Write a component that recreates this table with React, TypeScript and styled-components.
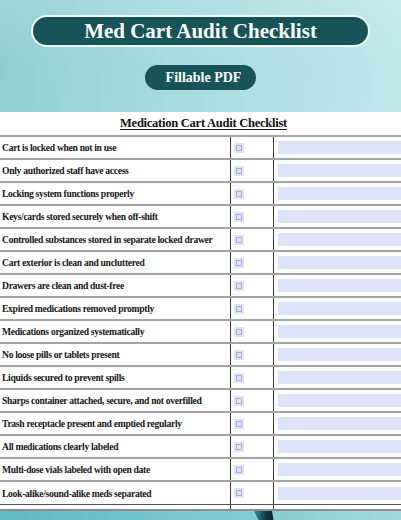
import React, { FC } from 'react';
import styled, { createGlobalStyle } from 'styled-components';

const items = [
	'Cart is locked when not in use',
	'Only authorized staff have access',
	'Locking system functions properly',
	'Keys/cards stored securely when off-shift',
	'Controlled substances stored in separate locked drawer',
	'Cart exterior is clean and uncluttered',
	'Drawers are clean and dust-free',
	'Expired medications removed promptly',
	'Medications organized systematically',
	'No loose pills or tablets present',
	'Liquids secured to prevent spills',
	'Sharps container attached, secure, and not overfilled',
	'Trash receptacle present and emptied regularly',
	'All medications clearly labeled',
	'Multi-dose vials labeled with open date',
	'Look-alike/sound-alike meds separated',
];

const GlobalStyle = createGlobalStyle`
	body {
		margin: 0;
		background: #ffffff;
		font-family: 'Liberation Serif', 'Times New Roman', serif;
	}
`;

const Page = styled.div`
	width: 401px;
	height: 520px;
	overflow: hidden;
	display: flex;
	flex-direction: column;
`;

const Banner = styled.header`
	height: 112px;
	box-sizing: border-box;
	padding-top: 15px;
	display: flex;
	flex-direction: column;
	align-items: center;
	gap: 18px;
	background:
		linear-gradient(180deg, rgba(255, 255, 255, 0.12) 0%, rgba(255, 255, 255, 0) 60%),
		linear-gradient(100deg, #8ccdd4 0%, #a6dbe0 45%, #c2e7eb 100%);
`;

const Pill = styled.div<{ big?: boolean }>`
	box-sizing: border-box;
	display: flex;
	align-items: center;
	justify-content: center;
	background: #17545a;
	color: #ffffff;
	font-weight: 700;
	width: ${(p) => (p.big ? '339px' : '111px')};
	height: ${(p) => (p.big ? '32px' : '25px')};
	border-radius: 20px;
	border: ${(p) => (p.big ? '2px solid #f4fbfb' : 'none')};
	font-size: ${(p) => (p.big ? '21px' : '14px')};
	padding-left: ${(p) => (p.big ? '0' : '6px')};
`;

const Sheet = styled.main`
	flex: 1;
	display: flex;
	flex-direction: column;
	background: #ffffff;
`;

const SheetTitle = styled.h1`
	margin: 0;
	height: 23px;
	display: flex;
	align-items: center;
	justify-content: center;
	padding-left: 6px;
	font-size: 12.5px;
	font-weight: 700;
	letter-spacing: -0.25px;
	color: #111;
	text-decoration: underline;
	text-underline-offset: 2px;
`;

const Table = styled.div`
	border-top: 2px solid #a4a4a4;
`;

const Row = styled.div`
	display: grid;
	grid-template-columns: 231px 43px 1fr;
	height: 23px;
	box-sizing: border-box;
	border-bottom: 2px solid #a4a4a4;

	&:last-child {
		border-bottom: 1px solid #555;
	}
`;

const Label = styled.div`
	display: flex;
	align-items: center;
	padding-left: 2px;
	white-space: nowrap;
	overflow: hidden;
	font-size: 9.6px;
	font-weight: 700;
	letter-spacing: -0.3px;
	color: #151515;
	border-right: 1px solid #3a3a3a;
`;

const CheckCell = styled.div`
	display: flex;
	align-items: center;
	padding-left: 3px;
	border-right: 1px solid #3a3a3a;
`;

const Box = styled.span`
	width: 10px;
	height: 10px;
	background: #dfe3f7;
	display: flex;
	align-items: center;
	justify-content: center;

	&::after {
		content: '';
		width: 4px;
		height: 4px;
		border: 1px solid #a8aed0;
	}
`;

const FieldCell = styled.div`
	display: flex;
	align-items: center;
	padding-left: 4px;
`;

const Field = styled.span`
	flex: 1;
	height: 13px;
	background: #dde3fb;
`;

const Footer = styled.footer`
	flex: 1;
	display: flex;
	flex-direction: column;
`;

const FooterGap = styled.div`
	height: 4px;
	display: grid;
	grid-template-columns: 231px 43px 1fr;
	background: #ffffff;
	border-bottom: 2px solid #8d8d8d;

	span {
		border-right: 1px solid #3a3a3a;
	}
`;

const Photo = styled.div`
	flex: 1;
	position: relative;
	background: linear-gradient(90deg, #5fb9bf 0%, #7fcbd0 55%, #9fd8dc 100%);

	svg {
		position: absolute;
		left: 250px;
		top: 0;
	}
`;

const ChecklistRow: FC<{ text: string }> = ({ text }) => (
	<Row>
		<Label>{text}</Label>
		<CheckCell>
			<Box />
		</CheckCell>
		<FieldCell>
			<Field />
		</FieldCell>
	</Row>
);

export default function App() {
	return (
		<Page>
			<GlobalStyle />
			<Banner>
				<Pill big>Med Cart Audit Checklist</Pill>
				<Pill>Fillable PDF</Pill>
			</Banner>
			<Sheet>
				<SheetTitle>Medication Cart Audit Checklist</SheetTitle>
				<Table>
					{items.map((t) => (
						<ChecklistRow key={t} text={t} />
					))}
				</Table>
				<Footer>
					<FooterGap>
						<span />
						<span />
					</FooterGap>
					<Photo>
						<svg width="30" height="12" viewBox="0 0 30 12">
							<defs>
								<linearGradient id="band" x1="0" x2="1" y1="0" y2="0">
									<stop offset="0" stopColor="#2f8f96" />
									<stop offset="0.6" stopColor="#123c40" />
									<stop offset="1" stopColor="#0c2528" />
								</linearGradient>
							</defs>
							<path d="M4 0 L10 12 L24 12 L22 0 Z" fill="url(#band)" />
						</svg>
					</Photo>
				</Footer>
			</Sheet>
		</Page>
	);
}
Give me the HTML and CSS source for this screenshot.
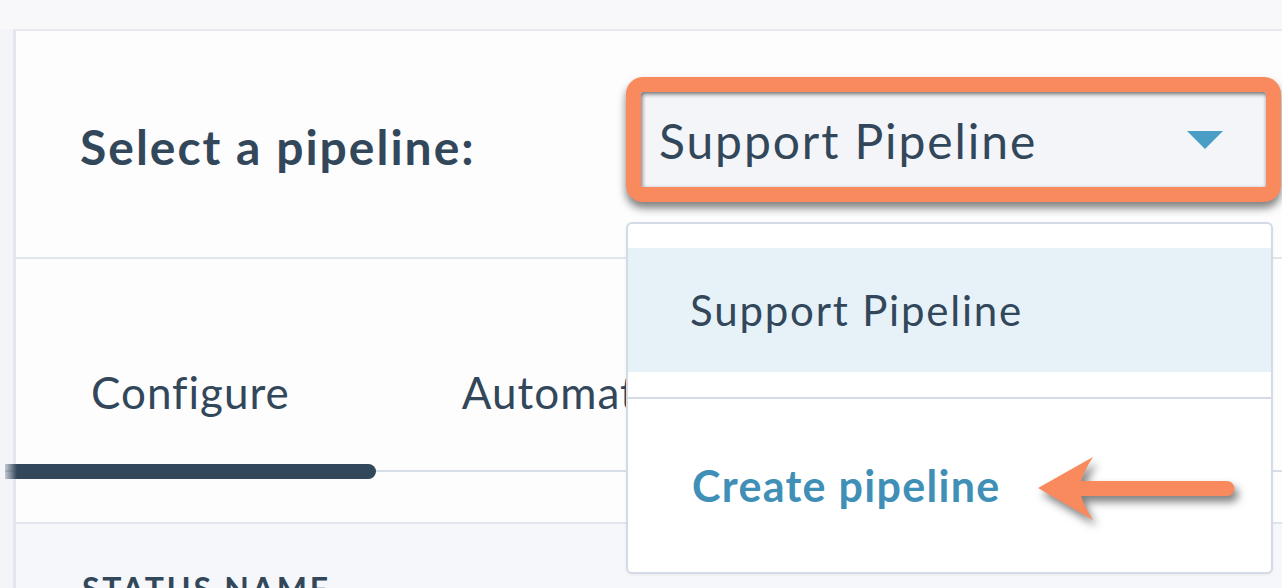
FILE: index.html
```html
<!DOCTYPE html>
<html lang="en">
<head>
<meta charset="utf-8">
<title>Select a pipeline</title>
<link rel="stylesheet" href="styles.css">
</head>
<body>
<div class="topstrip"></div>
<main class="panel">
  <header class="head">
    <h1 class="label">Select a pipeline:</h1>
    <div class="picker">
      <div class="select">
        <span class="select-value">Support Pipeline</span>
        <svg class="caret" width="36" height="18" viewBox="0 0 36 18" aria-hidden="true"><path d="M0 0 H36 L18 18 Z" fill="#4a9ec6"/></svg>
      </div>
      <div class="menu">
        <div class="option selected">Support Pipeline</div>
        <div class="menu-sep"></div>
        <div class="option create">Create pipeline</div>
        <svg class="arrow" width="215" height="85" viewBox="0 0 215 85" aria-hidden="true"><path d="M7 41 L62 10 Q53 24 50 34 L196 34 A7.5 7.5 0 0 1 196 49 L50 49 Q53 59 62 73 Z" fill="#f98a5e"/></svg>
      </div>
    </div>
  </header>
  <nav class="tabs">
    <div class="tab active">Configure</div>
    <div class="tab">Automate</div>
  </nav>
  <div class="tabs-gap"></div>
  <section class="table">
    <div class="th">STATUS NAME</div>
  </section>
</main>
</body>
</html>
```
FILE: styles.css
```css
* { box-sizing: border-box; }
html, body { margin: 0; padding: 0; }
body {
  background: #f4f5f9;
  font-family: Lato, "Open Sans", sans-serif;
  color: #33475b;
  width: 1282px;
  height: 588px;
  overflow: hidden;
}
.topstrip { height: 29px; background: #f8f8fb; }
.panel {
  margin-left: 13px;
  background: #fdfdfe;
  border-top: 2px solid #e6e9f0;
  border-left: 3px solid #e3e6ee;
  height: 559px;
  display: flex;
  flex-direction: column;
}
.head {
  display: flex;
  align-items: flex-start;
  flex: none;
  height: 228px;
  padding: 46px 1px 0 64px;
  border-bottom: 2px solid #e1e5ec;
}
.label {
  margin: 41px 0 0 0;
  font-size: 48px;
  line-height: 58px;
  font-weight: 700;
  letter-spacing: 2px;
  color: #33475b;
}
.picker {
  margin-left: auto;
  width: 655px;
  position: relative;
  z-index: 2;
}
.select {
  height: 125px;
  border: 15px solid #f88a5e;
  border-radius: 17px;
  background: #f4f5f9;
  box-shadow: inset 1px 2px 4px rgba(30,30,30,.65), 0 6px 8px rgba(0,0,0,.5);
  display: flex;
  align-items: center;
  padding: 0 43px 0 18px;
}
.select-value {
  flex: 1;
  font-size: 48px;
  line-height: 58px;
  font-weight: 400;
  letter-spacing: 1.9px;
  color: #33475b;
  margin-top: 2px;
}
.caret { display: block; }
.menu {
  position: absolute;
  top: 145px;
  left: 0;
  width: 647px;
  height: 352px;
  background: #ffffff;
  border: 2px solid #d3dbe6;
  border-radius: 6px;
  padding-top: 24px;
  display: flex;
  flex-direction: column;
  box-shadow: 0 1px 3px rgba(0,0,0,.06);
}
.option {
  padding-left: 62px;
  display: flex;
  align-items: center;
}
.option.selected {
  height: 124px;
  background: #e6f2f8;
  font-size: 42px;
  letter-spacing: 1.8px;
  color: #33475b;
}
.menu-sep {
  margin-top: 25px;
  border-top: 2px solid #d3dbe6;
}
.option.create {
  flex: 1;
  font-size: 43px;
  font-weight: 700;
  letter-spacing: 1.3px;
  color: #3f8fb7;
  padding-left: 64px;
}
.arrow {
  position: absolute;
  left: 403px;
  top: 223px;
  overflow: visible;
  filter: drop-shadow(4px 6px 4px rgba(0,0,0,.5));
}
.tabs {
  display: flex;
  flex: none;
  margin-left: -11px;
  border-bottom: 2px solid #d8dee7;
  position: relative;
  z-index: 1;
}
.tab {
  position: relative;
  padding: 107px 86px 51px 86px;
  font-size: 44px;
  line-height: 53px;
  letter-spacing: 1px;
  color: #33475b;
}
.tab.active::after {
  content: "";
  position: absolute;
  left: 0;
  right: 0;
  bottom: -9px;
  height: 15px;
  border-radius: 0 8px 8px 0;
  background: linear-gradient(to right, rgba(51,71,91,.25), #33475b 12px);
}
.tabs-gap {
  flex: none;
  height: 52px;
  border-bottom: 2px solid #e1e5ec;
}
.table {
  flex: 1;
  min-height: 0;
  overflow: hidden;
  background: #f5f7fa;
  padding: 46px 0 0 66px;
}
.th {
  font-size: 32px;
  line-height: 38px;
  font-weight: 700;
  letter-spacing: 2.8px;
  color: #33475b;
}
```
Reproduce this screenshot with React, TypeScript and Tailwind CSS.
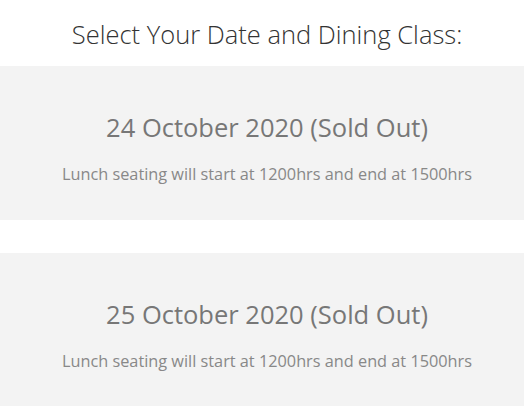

◇ ◇ ◇ ◇ ◇

* Short task:
Give nothing but the count of lines in the listing above that hold the string "screenshot".

* The answer:
2